The thermal decomposition of PVA and PVA composites during the melting-crystallization process is still unclear due to indistinct changes in chemical compositions. Using graphene as a model, the decomposition properties of PVA and PVA–graphene composites were systematically analyzed under multiple melting-crystallization cycles. And a series of isothermal decomposition experiments around the melting-crystallization temperature were carried out to simulate the corresponding decomposition kinetics. Based on multiple cycle melting-crystallization, the weight loss of PVA and PVA/graphene composites was successfully quantified. Further morphology investigation and chemical structure analysis indicated that the decomposition was non-uniformly distributed, rendering the possibility of crystallization for PVA and PVA/graphene composites after multiple heating–cooling cycles. In addition, isothermal decomposition analysis based on reduced time plot approach and model-free iso-conversional method indicated that Avrami-Eroffev model could well match the decomposition process of the neat PVA and PG-0.3 composite, while the Avrami-Eroffev and first order models could precisely forecast the decomposition of PG-0.9 composite. Both analyses during multiple cycle melting-crystallization and isothermal decomposition demonstrated that graphene served as decomposition accelerator in the whole thermal decomposition process, and particularly the decomposition of neat PVA and PVA/graphene composites was highly related to the band area ratios of C–H and O–H vibrations in Fourier transform infrared (FTIR) spectrum.

Graphical abstract

Introduction

Polymer crystallization is an important area of interest in polymer science and engineering since crystallinity regulates various properties such as hardness, modulus, tensile strength and toughness [1]. Due to the superior properties of PVA and PVA composites such as nontoxicity and biodegradability as well as their wide applications [2], the crystallization of different PVA composites has been extensively studied in the past decades such as partially hydrolyzed PVA [3], PVA/SiO₂ [4], PVA/carbon nanotubes [5], [6], PVA/polyamide 6 blend [7] and PVA/attapulgite [8]. However, most of the reports only focused on crystallization kinetics and only a very limited number of studies explored the decomposition probabilities during the melting and crystallization process [3], [6], [9], [10].

Peppas et al. [9] first reported that there was no evidence of decomposition for PVA (99% hydrolysis) during an isothermal crystallization process.
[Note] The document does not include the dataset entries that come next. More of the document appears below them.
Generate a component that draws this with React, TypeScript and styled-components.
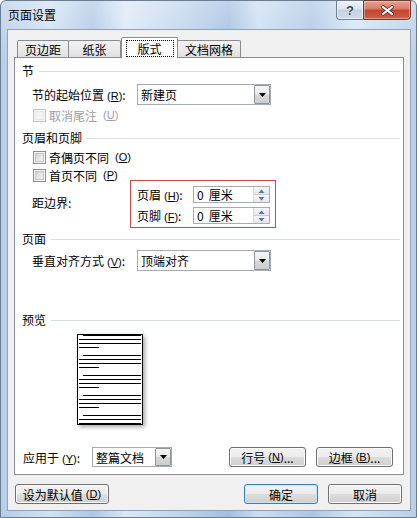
import React from "react";
import styled, { createGlobalStyle } from "styled-components";

const GlobalStyle = createGlobalStyle`
  html, body {
    margin: 0;
    padding: 0;
  }
  body {
    width: 417px;
    height: 518px;
    overflow: hidden;
    font-family: "Noto Sans CJK SC", "Liberation Sans", sans-serif;
    font-size: 12px;
    color: #000;
  }
`;

const Window = styled.div`
  box-sizing: border-box;
  width: 417px;
  height: 518px;
  border: 1px solid #6b7d93;
  border-radius: 6px 6px 0 0;
  padding: 0 5px 6px 6px;
  display: flex;
  flex-direction: column;
  background: linear-gradient(rgba(255, 255, 255, 0.35), rgba(255, 255, 255, 0.05) 60px),
    linear-gradient(
      90deg,
      #b3cbe6 0%,
      #cfe0f2 12%,
      #aac4e4 22%,
      #d9e7f5 30%,
      #b8cfe9 45%,
      #9dbbe0 55%,
      #c9dcf0 62%,
      #a9c3e3 75%,
      #d4e4f4 85%,
      #b5cce7 100%
    );
`;

const TitleBar = styled.div`
  height: 28px;
  display: flex;
  align-items: flex-start;
`;

const Title = styled.div`
  padding-left: 1px;
  line-height: 28px;
`;

const Caption = styled.div`
  margin-left: auto;
  margin-top: -1px;
  display: flex;
`;

const HelpButton = styled.div`
  box-sizing: border-box;
  width: 27px;
  height: 20px;
  border: 1px solid #6d7f95;
  border-right: none;
  border-radius: 0 0 0 4px;
  background: linear-gradient(#eef3f9 0%, #dbe5f0 45%, #c3d2e3 50%, #cfdcea 100%);
  box-shadow: inset 0 0 0 1px rgba(255, 255, 255, 0.6);
  display: flex;
  align-items: center;
  justify-content: center;
  font-family: "Liberation Sans", sans-serif;
  font-weight: bold;
  font-size: 13px;
  color: #3b4350;
  text-shadow: 0 0 1px #fff, 0 0 1px #fff;
`;

const CloseButton = styled.div`
  box-sizing: border-box;
  width: 48px;
  height: 20px;
  border: 1px solid #6a3a35;
  border-radius: 0 0 4px 0;
  background: linear-gradient(#e8a090 0%, #d77a68 45%, #c3432a 50%, #d0614a 100%);
  box-shadow: inset 0 0 0 1px rgba(255, 220, 210, 0.45);
  display: flex;
  align-items: center;
  justify-content: center;
`;

const Client = styled.div`
  flex: 1;
  border: 1px solid #8fa2ba;
  background: #f0f0f0;
  padding: 7px 6px 6px 6px;
  display: flex;
  flex-direction: column;
`;

const TabStrip = styled.div`
  height: 20px;
  display: flex;
  align-items: flex-end;
  padding-left: 3px;
`;

const Tab = styled.div<{ $w: number; $active?: boolean; $overlap?: boolean }>`
  box-sizing: border-box;
  position: relative;
  width: ${(p) => p.$w}px;
  height: ${(p) => (p.$active ? 21 : 17)}px;
  margin-left: ${(p) => (p.$overlap ? -1 : 0)}px;
  margin-bottom: ${(p) => (p.$active ? -1 : 0)}px;
  border: 1px solid #898c95;
  border-bottom: none;
  border-radius: 2px 2px 0 0;
  background: ${(p) => (p.$active ? "#fff" : "linear-gradient(#f2f2f2, #e1e1e1)")};
  z-index: ${(p) => (p.$active ? 2 : 0)};
  display: flex;
  justify-content: center;
  padding-top: ${(p) => (p.$active ? 3 : 1)}px;
  line-height: 15px;
`;

const FocusRing = styled.span`
  box-sizing: border-box;
  width: 48px;
  height: 17px;
  border: 1px dotted #000;
  display: flex;
  align-items: center;
  justify-content: center;
  margin-top: -1px;
`;

const Panel = styled.div`
  box-sizing: border-box;
  height: 418px;
  border: 1px solid #898c95;
  background: #fff;
  padding: 5px 3px 0 7px;
  display: flex;
  flex-direction: column;
`;

const SectionHead = styled.div<{ $top: number }>`
  margin-top: ${(p) => p.$top}px;
  height: 16px;
  line-height: 16px;
  display: flex;
  align-items: center;
  gap: 5px;

  &::after {
    content: "";
    flex: 1;
    height: 1px;
    background: #d5dfe5;
  }
`;

const Row = styled.div<{ $top: number }>`
  margin-top: ${(p) => p.$top}px;
  margin-left: 10px;
  display: flex;
  align-items: center;
`;

const Label = styled.span<{ $w: number }>`
  width: ${(p) => p.$w}px;
  flex-shrink: 0;
  white-space: nowrap;
`;

// the "(R)" access key hint after a label
const MnemonicText = styled.span`
  font-family: "Liberation Sans", sans-serif;
  font-size: 11px;
  margin-left: 3px;

  u {
    text-decoration: underline;
  }
`;

const Mn = ({ k }: { k: string }) => (
  <MnemonicText>
    (<u>{k}</u>)
  </MnemonicText>
);

const Combo = styled.div<{ $w: number; $h: number }>`
  box-sizing: border-box;
  width: ${(p) => p.$w}px;
  height: ${(p) => p.$h}px;
  border: 1px solid #a5acb5;
  background: #fff;
  display: flex;
  align-items: stretch;
`;

const ComboText = styled.span`
  flex: 1;
  padding-left: 3px;
  display: flex;
  align-items: center;
`;

const DropButton = styled.span`
  box-sizing: border-box;
  width: 16px;
  border: 1px solid #8f949b;
  border-radius: 1px;
  background: linear-gradient(#f6f6f6 0%, #e8e8e8 50%, #d8d8d8 51%, #cdcdcd 100%);
  display: flex;
  align-items: center;
  justify-content: center;
`;

const CheckRow = styled.div<{ $top: number; $left: number; $disabled?: boolean }>`
  margin-top: ${(p) => p.$top}px;
  margin-left: ${(p) => p.$left}px;
  height: 14px;
  display: flex;
  align-items: center;
  gap: 3px;
  color: ${(p) => (p.$disabled ? "#a0a0a0" : "#000")};
  white-space: nowrap;
`;

const CheckBox = styled.span<{ $disabled?: boolean }>`
  box-sizing: border-box;
  width: 13px;
  height: 13px;
  flex-shrink: 0;
  border: 1px solid ${(p) => (p.$disabled ? "#c4c4c4" : "#8e8f8f")};
  background: ${(p) =>
    p.$disabled ? "#f2f2f2" : "linear-gradient(135deg, #cbcbcb 0%, #e9e9e9 60%, #f7f7f7 100%)"};
  box-shadow: inset 0 0 0 1px #f6f6f6, inset 0 0 0 2px ${(p) => (p.$disabled ? "#e8e8e8" : "#c4c4c4")};
`;

const MarginBlock = styled.div`
  margin-top: 4px;
  margin-left: 10px;
  display: flex;
  align-items: flex-start;
`;

const LeftCol = styled.div`
  width: 98px;
  display: flex;
  flex-direction: column;
`;

const PlainLabel = styled.div<{ $top: number }>`
  margin-top: ${(p) => p.$top}px;
  line-height: 16px;
`;

const RedBox = styled.div`
  box-sizing: border-box;
  margin-top: 12px;
  width: 146px;
  height: 48px;
  border: 1px solid #c84848;
  padding: 5px 5px 0 6px;
  display: flex;
  flex-direction: column;
  gap: 4px;
`;

const SpinRow = styled.div`
  display: flex;
  align-items: center;
`;

const SpinBox = styled.div`
  box-sizing: border-box;
  width: 77px;
  height: 17px;
  border: 1px solid #a5acb5;
  background: #fff;
  display: flex;
`;

const SpinText = styled.span`
  flex: 1;
  padding-left: 3px;
  display: flex;
  align-items: center;
  gap: 5px;
`;

const SpinButtons = styled.span`
  width: 15px;
  display: flex;
  flex-direction: column;
  border-left: 1px solid #d4d7dc;
`;

const SpinHalf = styled.span<{ $down?: boolean }>`
  flex: 1;
  display: flex;
  align-items: center;
  justify-content: center;
  background: linear-gradient(#f6f7f9, #e3e6ea);
  border-top: ${(p) => (p.$down ? "1px solid #c9ced5" : "none")};
`;

const Preview = styled.svg`
  display: block;
  margin-top: 6px;
  margin-left: 55px;
  filter: drop-shadow(2px 2px 2px rgba(0, 0, 0, 0.35));
`;

const ApplyRow = styled.div`
  margin-top: 22px;
  margin-left: 1px;
  margin-right: 7px;
  height: 20px;
  display: flex;
  align-items: center;
`;

const Button = styled.div<{ $w: number; $default?: boolean; $left?: number }>`
  box-sizing: border-box;
  width: ${(p) => p.$w}px;
  height: 20px;
  margin-left: ${(p) => (p.$left === undefined ? "auto" : `${p.$left}px`)};
  border: 1px solid ${(p) => (p.$default ? "#3c7fb1" : "#707070")};
  border-radius: 3px;
  background: linear-gradient(#f2f2f2 0%, #ebebeb 50%, #dddddd 51%, #cfcfcf 100%);
  box-shadow: inset 0 0 0 1px ${(p) => (p.$default ? "#c3e3f7" : "#fbfbfb")};
  display: flex;
  align-items: center;
  justify-content: center;
  white-space: nowrap;
`;

const BottomRow = styled.div`
  margin-top: 9px;
  margin-left: 1px;
  margin-right: 2px;
  display: flex;
`;

const Triangle = ({ up, color = "#000" }: { up?: boolean; color?: string }) => (
  <svg width="7" height="4" viewBox="0 0 7 4">
    <polygon points={up ? "0,4 7,4 3.5,0" : "0,0 7,0 3.5,4"} fill={color} />
  </svg>
);

const SmallArrow = ({ up }: { up?: boolean }) => (
  <svg width="7" height="4" viewBox="0 0 7 4">
    <polygon points={up ? "0.5,4 6.5,4 3.5,0.5" : "0.5,0 6.5,0 3.5,3.5"} fill="#5a73a8" />
  </svg>
);

const Select = ({ w, h, value }: { w: number; h: number; value: string }) => (
  <Combo $w={w} $h={h}>
    <ComboText>{value}</ComboText>
    <DropButton>
      <Triangle />
    </DropButton>
  </Combo>
);

const Spinner = ({ value, unit }: { value: string; unit: string }) => (
  <SpinBox>
    <SpinText>
      <span>{value}</span>
      <span>{unit}</span>
    </SpinText>
    <SpinButtons>
      <SpinHalf>
        <SmallArrow up />
      </SpinHalf>
      <SpinHalf $down>
        <SmallArrow />
      </SpinHalf>
    </SpinButtons>
  </SpinBox>
);

// paragraph lines inside the preview page: indented first line, two full, one short
const previewLines = () => {
  const lines: { x1: number; x2: number; y: number }[] = [];
  for (let p = 0; p < 5; p++) {
    const base = 1.5 + p * 20;
    lines.push({ x1: 6, x2: 64, y: base });
    lines.push({ x1: 2, x2: 64, y: base + 4 });
    lines.push({ x1: 2, x2: 64, y: base + 8 });
    lines.push({ x1: 2, x2: 22, y: base + 12 });
  }
  return lines.filter((l) => l.y < 90);
};

const PagePreview = () => (
  <Preview width="66" height="91" viewBox="0 0 66 91">
    <rect x="0.5" y="0.5" width="65" height="90" fill="#fff" stroke="#000" />
    {previewLines().map((l, i) => (
      <line key={i} x1={l.x1} x2={l.x2} y1={l.y} y2={l.y} stroke="#000" strokeWidth="1" />
    ))}
  </Preview>
);

export default function App() {
  return (
    <>
      <GlobalStyle />
      <Window>
        <TitleBar>
          <Title>页面设置</Title>
          <Caption>
            <HelpButton>?</HelpButton>
            <CloseButton>
              <svg width="13" height="11" viewBox="0 0 13 11">
                <g strokeLinecap="square">
                  <line x1="2" y1="2" x2="11" y2="9" stroke="#5b2b24" strokeWidth="3.6" />
                  <line x1="11" y1="2" x2="2" y2="9" stroke="#5b2b24" strokeWidth="3.6" />
                  <line x1="2" y1="2" x2="11" y2="9" stroke="#fff" strokeWidth="2" />
                  <line x1="11" y1="2" x2="2" y2="9" stroke="#fff" strokeWidth="2" />
                </g>
              </svg>
            </CloseButton>
          </Caption>
        </TitleBar>

        <Client>
          <TabStrip>
            <Tab $w={52}>页边距</Tab>
            <Tab $w={53} $overlap>
              纸张
            </Tab>
            <Tab $w={57} $active>
              <FocusRing>版式</FocusRing>
            </Tab>
            <Tab $w={64} $overlap>
              文档网格
            </Tab>
          </TabStrip>

          <Panel>
            <SectionHead $top={0}>节</SectionHead>
            <Row $top={5}>
              <Label $w={105}>
                节的起始位置<Mn k="R" />:
              </Label>
              <Select w={134} h={21} value="新建页" />
            </Row>
            <CheckRow $top={3} $left={11} $disabled>
              <CheckBox $disabled />
              取消尾注<Mn k="U" />
            </CheckRow>

            <SectionHead $top={8}>页眉和页脚</SectionHead>
            <CheckRow $top={4} $left={11}>
              <CheckBox />
              奇偶页不同<Mn k="O" />
            </CheckRow>
            <MarginBlock>
              <LeftCol>
                <CheckRow $top={0} $left={1}>
                  <CheckBox />
                  首页不同<Mn k="P" />
                </CheckRow>
                <PlainLabel $top={13}>距边界:</PlainLabel>
              </LeftCol>
              <RedBox>
                <SpinRow>
                  <Label $w={56}>
                    页眉<Mn k="H" />:
                  </Label>
                  <Spinner value="0" unit="厘米" />
                </SpinRow>
                <SpinRow>
                  <Label $w={56}>
                    页脚<Mn k="F" />:
                  </Label>
                  <Spinner value="0" unit="厘米" />
                </SpinRow>
              </RedBox>
            </MarginBlock>

            <SectionHead $top={3}>页面</SectionHead>
            <Row $top={3}>
              <Label $w={105}>
                垂直对齐方式<Mn k="V" />:
              </Label>
              <Select w={134} h={21} value="顶端对齐" />
            </Row>

            <SectionHead $top={41}>预览</SectionHead>
            <PagePreview />

            <ApplyRow>
              <Label $w={69}>
                应用于<Mn k="Y" />:
              </Label>
              <Select w={80} h={20} value="整篇文档" />
              <Button $w={77}>
                行号<Mn k="N" />...
              </Button>
              <Button $w={77} $left={10}>
                边框<Mn k="B" />...
              </Button>
            </ApplyRow>
          </Panel>

          <BottomRow>
            <Button $w={94} $left={0}>
              设为默认值<Mn k="D" />
            </Button>
            <Button $w={74} $default>
              确定
            </Button>
            <Button $w={74} $left={10}>
              取消
            </Button>
          </BottomRow>
        </Client>
      </Window>
    </>
  );
}
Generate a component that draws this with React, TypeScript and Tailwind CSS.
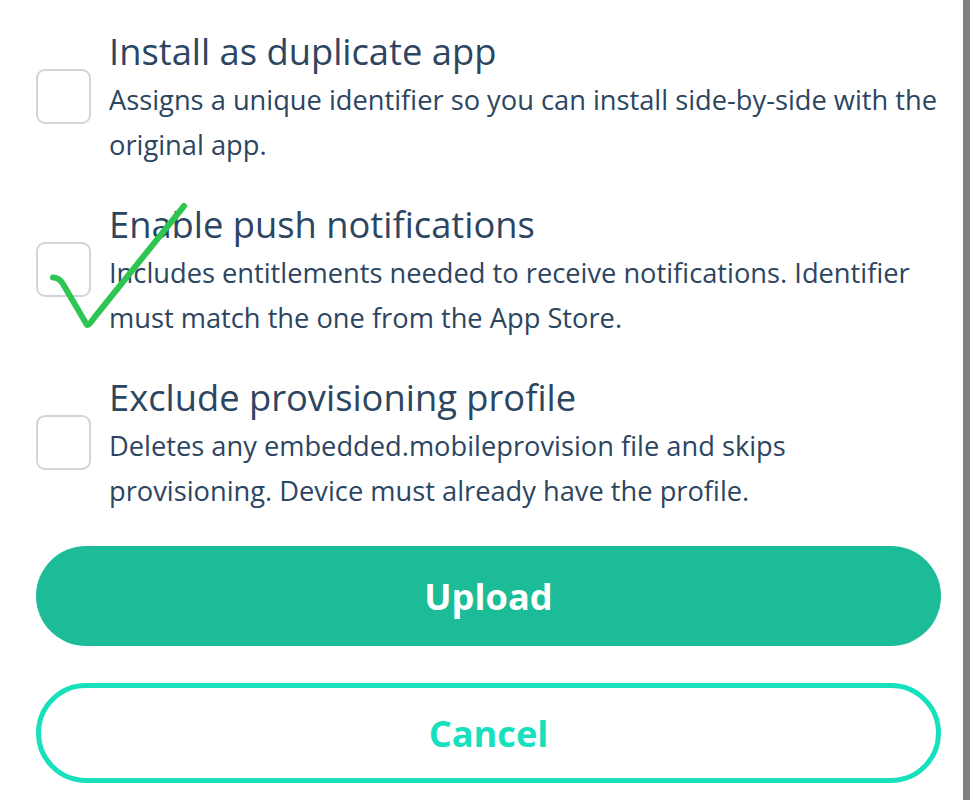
const options = [
  {
    title: 'Install as duplicate app',
    lines: ['Assigns a unique identifier so you can install side-by-side with the', 'original app.'],
  },
  {
    title: 'Enable push notifications',
    lines: ['Includes entitlements needed to receive notifications. Identifier', 'must match the one from the App Store.'],
  },
  {
    title: 'Exclude provisioning profile',
    lines: ['Deletes any embedded.mobileprovision file and skips', 'provisioning. Device must already have the profile.'],
  },
];

function OptionRow({ title, lines }: { title: string; lines: string[] }) {
  return (
    <div className="flex h-[173px] items-start">
      <div className="mt-[40px] h-[55px] w-[55px] shrink-0 rounded-[9px] border-[2.5px] border-[#d3d3da] bg-white" />
      <div className="ml-[18px] whitespace-nowrap">
        <div className="mt-[-2px] h-[50px] text-[36.3px] leading-[48px] text-[#2c4561]">{title}</div>
        <div className="text-[27.25px] leading-[45px] text-[#2c4561]">
          {lines.map((line) => (
            <div key={line}>{line}</div>
          ))}
        </div>
      </div>
    </div>
  );
}

export default function App() {
  return (
    <div className="relative flex h-[800px] w-[977px] overflow-hidden bg-white font-['Open_Sans',sans-serif]">
      <div className="w-[963px] pl-[36px] pr-[22px] pt-[29px]">
        {options.map((option) => (
          <OptionRow key={option.title} title={option.title} lines={option.lines} />
        ))}
        <button className="mt-[-2px] flex h-[100px] w-full items-center justify-center rounded-full bg-[#1cbc98] text-[36.2px] font-bold text-white">
          Upload
        </button>
        <button className="mt-[37px] flex h-[100px] w-full items-center justify-center rounded-full border-[5px] border-[#17e0bd] bg-white text-[36.2px] font-bold text-[#17e0bd]">
          Cancel
        </button>
      </div>
      <div className="h-full w-[7px] bg-[#808080]" />

      {/* hand drawn check mark on top of the second row */}
      <svg className="absolute left-0 top-0" width="977" height="800" fill="none">
        <path
          d="M53 277.5 C57 277.5 60 279 63 284 L87 325 C90 325 92 320 98 313 L184 206"
          stroke="#2fc552"
          strokeWidth="6"
          strokeLinecap="round"
          strokeLinejoin="round"
        />
      </svg>
    </div>
  );
}
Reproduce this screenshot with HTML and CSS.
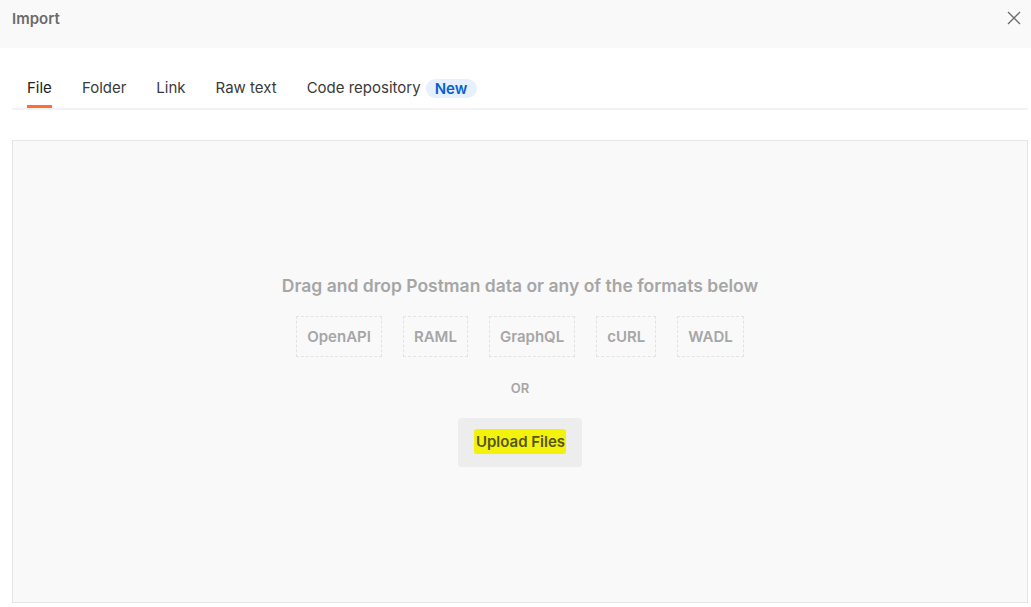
FILE: index.html
```html
<!DOCTYPE html>
<html lang="en">
<head>
<meta charset="utf-8">
<title>Import</title>
<link rel="stylesheet" href="styles.css">
</head>
<body>
<div class="modal">
  <header class="modal-header">
    <h1 class="modal-title">Import</h1>
    <button class="close-btn" aria-label="Close">
      <svg width="14" height="14" viewBox="0 0 14 14"><path d="M1 1 L13 13 M13 1 L1 13" stroke="#6b6b6b" stroke-width="1.3" fill="none"/></svg>
    </button>
  </header>
  <nav class="tabs">
    <div class="tab active"><span class="tab-label">File</span></div>
    <div class="tab"><span class="tab-label">Folder</span></div>
    <div class="tab"><span class="tab-label">Link</span></div>
    <div class="tab"><span class="tab-label">Raw text</span></div>
    <div class="tab"><span class="tab-label">Code repository <span class="badge">New</span></span></div>
  </nav>
  <section class="dropzone">
    <p class="drop-title">Drag and drop Postman data or any of the formats below</p>
    <div class="formats">
      <span class="format">OpenAPI</span>
      <span class="format">RAML</span>
      <span class="format">GraphQL</span>
      <span class="format">cURL</span>
      <span class="format">WADL</span>
    </div>
    <p class="or">OR</p>
    <button class="upload-btn"><span class="highlight">Upload Files</span></button>
  </section>
</div>
</body>
</html>
```

FILE: styles.css
```css
* { box-sizing: border-box; }
html, body {
  margin: 0;
  padding: 0;
  background: #ffffff;
  font-family: Inter, "Noto Sans", "Liberation Sans", sans-serif;
}
.modal {
  width: 1031px;
  height: 607px;
  display: flex;
  flex-direction: column;
}
.modal-header {
  height: 48px;
  background: #f9f9f9;
  display: flex;
  justify-content: space-between;
  align-items: flex-start;
  padding: 8px 6px 0 12px;
}
.modal-title {
  margin: 0;
  font-size: 15px;
  line-height: 21px;
  font-weight: 600;
  color: #6b6b6b;
}
.close-btn {
  border: 0;
  background: transparent;
  padding: 3px 4px;
  display: flex;
  cursor: pointer;
}
.tabs {
  margin: 20px 3px 0 12px;
  display: flex;
  border-bottom: 2px solid #f3f3f3;
}
.tab {
  margin: 0 15px;
  padding-top: 10px;
  font-size: 15px;
  line-height: 20px;
  color: #3a3a3a;
}
.tab-label {
  display: flex;
  align-items: center;
  padding-bottom: 7px;
  border-bottom: 3px solid transparent;
}
.tab.active .tab-label { border-bottom-color: #ff6c37; color: #212121; }
.badge {
  margin-left: 5px;
  background: #e7f0fd;
  color: #0b5fcc;
  font-weight: 600;
  font-size: 15px;
  line-height: 19px;
  padding: 0 10px 0 9px;
  border-radius: 10px;
}
.dropzone {
  margin: 30px 3px 4px 12px;
  flex: 1;
  background: #f9f9f9;
  border: 1px solid #e6e6e6;
  display: flex;
  flex-direction: column;
  align-items: center;
  justify-content: center;
  padding-bottom: 2px;
}
.drop-title {
  margin: 0;
  font-size: 17.5px;
  line-height: 24px;
  font-weight: 600;
  color: #a6a6a6;
}
.formats {
  margin-top: 18px;
  display: flex;
  gap: 21px;
}
.format {
  border: 1px dashed #e3e3e3;
  padding: 10px 10px;
  font-size: 15px;
  line-height: 19px;
  font-weight: 600;
  color: #a6a6a6;
}
.or {
  margin: 23px 0 0;
  font-size: 13px;
  line-height: 16px;
  font-weight: 600;
  color: #a6a6a6;
}
.upload-btn {
  margin-top: 22px;
  border: 0;
  border-radius: 4px;
  background: #ededed;
  padding: 14px 16px 15px;
  font-family: inherit;
  font-size: 15px;
  line-height: 20px;
  font-weight: 600;
  color: #55551a;
}
.highlight {
  background: #f2f20c;
  padding: 3px 1px 3px 2px;
  border-radius: 3px;
}
```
Later on, another report suggested that real melting equilibrium could be observed without any decomposition of PVA using a high-vacuum differential scanning calorimetry (DSC) [10], raising a concern about the presence of a high vacuum within the DSC cell [3]. On the other hand, Probst et al. [6] reported that there was decomposition involved during the crystallization of PVA/carbon nanotubes based on a failed repeatability of crystallization exotherms at different cooling cycles. However, a subsequent Fourier transform infrared (FTIR) study by Huang et al. [3] again revealed no evidence of PVA (80% hydrolysis) decomposition during the DSC test, yet suggested a possibility to implement non-isothermal crystallization analysis. Due to inconclusive evidences, crystallization mechanisms of PVA and PVA composites have still been a subject of research with a continuing interest in recent years [11], [12], [13], [14]. Our recent work [15] indicated that the crystallization process for PVA and PVA/graphene composites is in fact the combination of crystallization and decomposition. And the graphene in the PVA matrix regulates the nucleation and crystal growth manners of the PVA, yet resulting in retardation of the entire crystallization. However, the decomposition of PVA and PVA/graphene composites during the crystallization process has not been well analyzed.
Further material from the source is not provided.